簡単にいうと全部効果がなく敗退するわけですが、ヤシマ作戦ならぬ、作戦決行がひどい。
無人在来線爆弾・・・
・【ネタバレ】無人在来線爆弾【シンゴジラ】 - Togetterまとめ
誰しもが子供の頃発想したけど、誰もやらなかったことを映像化しやがった!
もう爆笑しかないです。この前振りに無人新幹線爆弾もあるし、もうなんというか、子供の夢を見事に達成してます。
その一方で工作部隊全滅もしているんですけどねえ、この作戦。犠牲上等とのコントラストがすごい。
あのとき攻撃していたら?
ゴジラは形態を進化させているわけですが、まだ幼いころに一度品川でヘリの攻撃を計画しますが避難民が残っていたため、総理は攻撃中止を決断します。結果的にこの判断は間違っていたといっていいでしょう。つまり人道的見地、いや国民感情をはかばってたった2名の人命を尊重したばかりに、その後の数万人規模の犠牲、そして数百万レベルの避難へとつながったからです。
この決断は示唆的で、いつの世でも真っ向議論になる問題です。まあ映画的にはここで攻撃、ハイおしまいじゃ成り立ちませんけどね。
二次創作の天才
とはいえ、最大の問題はこれが「ゴジラ」のリメイクという点です。昨今ハリウッドも含め当たるかどうか分からないオリジナルよりも、手堅い人気のある作品のリメイク、最新技術を使った表現力アップが流行している。そのスキームにこの「シン・ゴジラ」ものっているわけですが、とにかくこれがすごいのが、全員がハッピーになったということです。

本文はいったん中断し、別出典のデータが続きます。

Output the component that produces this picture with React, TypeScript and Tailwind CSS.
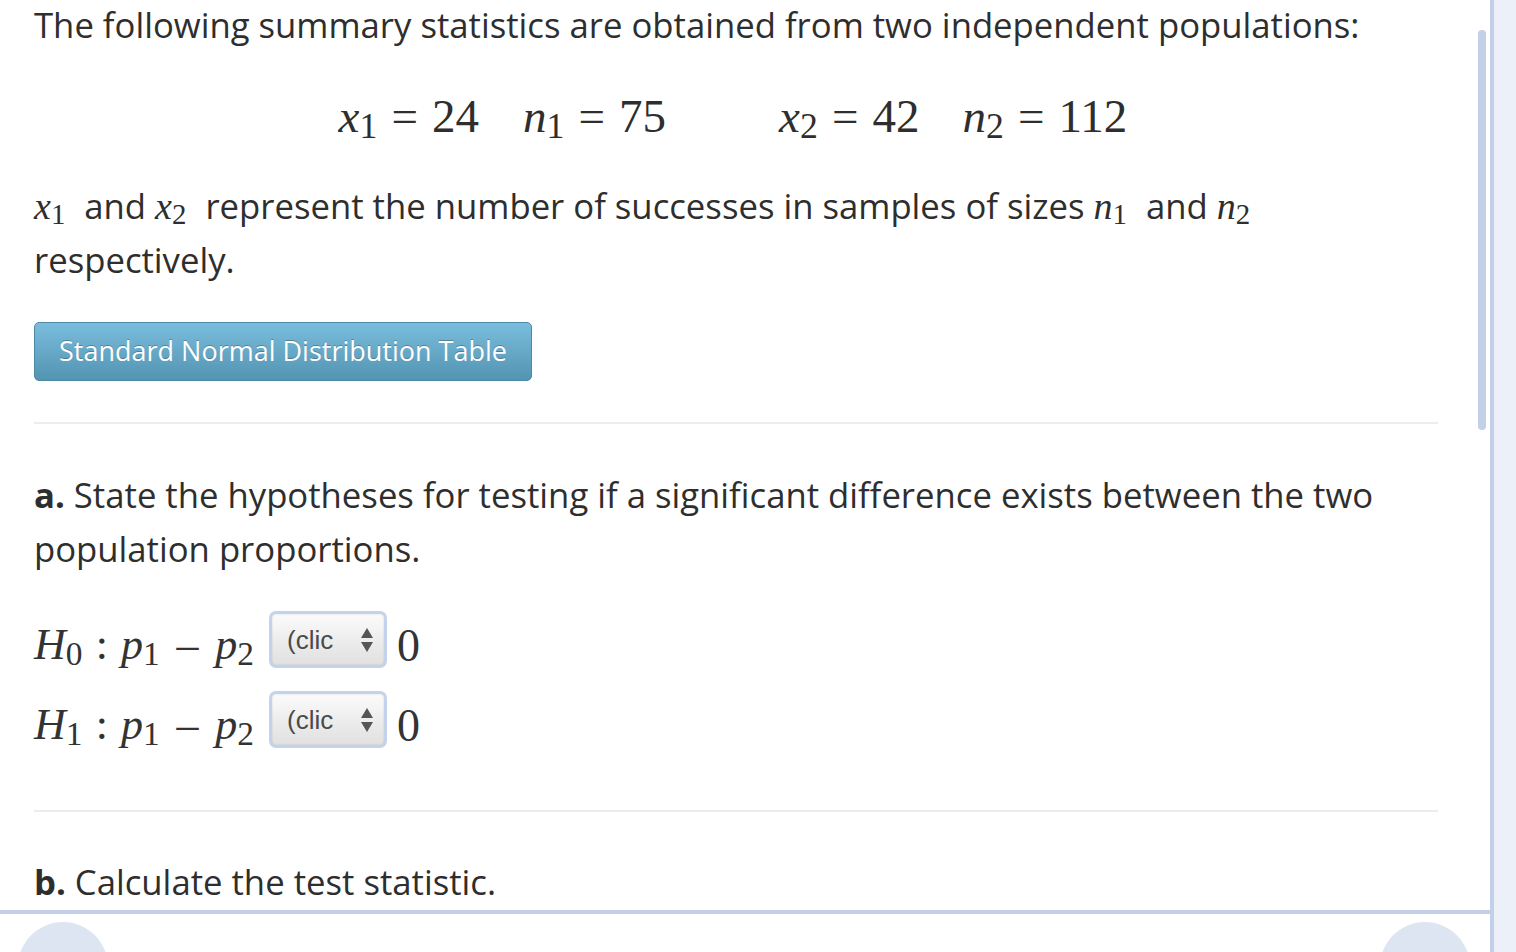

ゴジラをもつ東宝も、エヴァを待ってたファンも、庵野秀明フリークも、単なる映画ファンも、アニメファンも石原さとみを含む俳優ファンもみんなそれぞれ楽しめる要素を満載できた大娯楽超大作に仕上がった点。おそらくこれだけの多角的ベクトルで大きな評価を得られたのは成功でしょう。
そしてなにより、数少なくなったとはいえオリジナル・ゴジラのファンも納得の出来映えに違いありません。そういう意味でも年齢層は10代から60代まで幅広くカバーできました。
これが庵野秀明総監督による、オリジナル怪獣映画だったらここまで高い評価が得られたでしょうか?
表現手法としてオマージュやリスペクト、パロディを秀逸な形で用いることに長けているガイナックスの系譜の中で、一番の強みをここで発揮できたことが、いい結果につながったと思います。
そしてなにより、原作に対するリスペクトを随所に感じ取りました。彼自身が最大のゴジラ・ファンなのです。
「シン・ゴジラ」公開記念特集 安野モヨコ、庵野秀明を語る (2/4) - コミックナタリー Power Pushこれは皆さんおっしゃることだと思うんですが、やはりオリジナル版の「ゴジラ」(1954年)への愛情とリスペクトを感じました。そのうえでちゃんと現在形の新しい物語に仕上げているところが、個人的には好きですね。もちろん影響の受け方っていろいろなので。元となる作品のある部分を少しずつ切り出してコラージュするようなやり方も、私はいいと思うんです。ただ今回の「シン・ゴジラ」は、それとは違っていて......。マンガで喩えるなら古い図版を、最新用具を駆使して新しい紙にトレースしている感じかな。
次に期待するもの
はやくもシン・ゴジラの続編を期待する声も出ていますが、もちろんエヴァの続編も残っています。私はこのままではエヴァは未完のまま終わると思っていますが、それよりも期待しているものがあります。それはナウシカ。
ナウシカを作らせてくれと宮崎駿にかけあうこと数十年。頑固親父は首を縦に振らず、スタジオジブリも後継者探しを諦めて、長編映画製作をやめてしまいました。押井守、宮崎吾朗、そして庵野秀明と候補がいたのにもかかわらず、いずれも宮崎駿は「俺が一番だ、現役続行だ」と却下してしまいました。
しかしこれだけの評価をひっさげて、庵野秀明を担ぐ人たちはさらに増えることでしょう。そうして頑固親父がいなくなれば。。。ようやくナウシカをやれる環境が揃うわけです。
二次創作のプロ中のプロですから、ナウシカの出来映えも間違いなく高いものになるはず。ただそれが宮崎駿に認められるかどうかは、おそらく認められないままでしょうけど、碇シンジとゲンドウとの関係なので、そりゃもう仕方ないんです。